En 1909, il expose six estampes aux Peintres-Graveurs et contribuera à toutes les expositions suivantes jusqu'à la guerre. C'est également vers 1910 que ses estampes originales commencent à être éditées. On constate que ce sont les mêmes marchands qui lui demandent des estampes en couleurs, qu'elles soient de reproduction ou originales, et des eaux-fortes originales en noir. Celles-ci ne sont d'ailleurs probablement pas convoitées par les mêmes publics. Ainsi dans son catalogue de 1911, Dietrich, de Bruxelles, propose une dizaine de gravures en couleur de Brouet, tant de reproduction qu'originales. C'est lui également qui édite entre 1910 et 1914 une dizaine d'eau-forte en noir dont les thèmes ruraux pouvaient plaire aux publics citadins cultivés. La même diversité d'intérêt s'observe chez un autre éditeur de l'époque, Georges Petit. Principal éditeur d'eaux-fortes en couleurs à la fin du XIXe siècle et au début du XXe siècle, c'est lui qui accueillit les expositions de la Société de l'Eau-Forte en Couleurs Originale, après avoir promu la commercialisation d'eau-forte de reproduction en couleurs. De Brouet, il édita trois grandes eau-fortes originales en couleur, Le marchand de Gui, Les Chiffoniers et La Seine à Paris. Cependant, ce n'est que pendant la guerre qu'on le voit éditer des eaux-fortes originales en noir, telles le Boulanger (Ba 58) et deux vues des Damps (Ba 123 et 124).
Quand bien même les eaux-fortes originales en noir qui virent le jour à la Belle Epoque sont parmi ses meilleures, leur impact semble assez réduit jusqu'à la Guerre. La contribution de Brouet aux salons - exclusivement celui des Peintres-Graveurs - est discrète. Une épreuve de la Boucherie est achetée par l'état en 1906, puis une épreuve de Vieille Maison à Rouen en 1912. Voilà pour la reconnaissance officielle.
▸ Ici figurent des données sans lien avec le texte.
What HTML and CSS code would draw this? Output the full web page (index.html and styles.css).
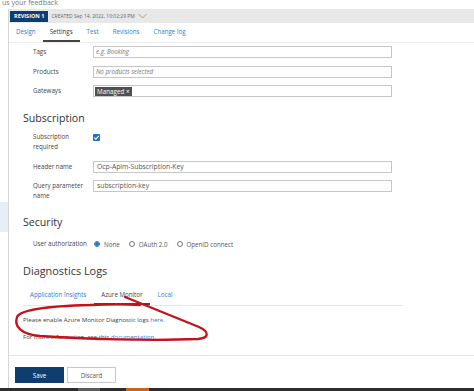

Les revues, mêmes spécialisées comme la Gravure et la Lithographie Françaises ne les mentionnent pas avant novembre 1910, où l'éditeur de la publication, Pierre Dautan, écrit
J'apprécie beaucoup le talent de M. A. Brouet que je rencontre pour la première fois: ses croquis me plaisent autant par leur sincérité que par la délicatesse de leur facture.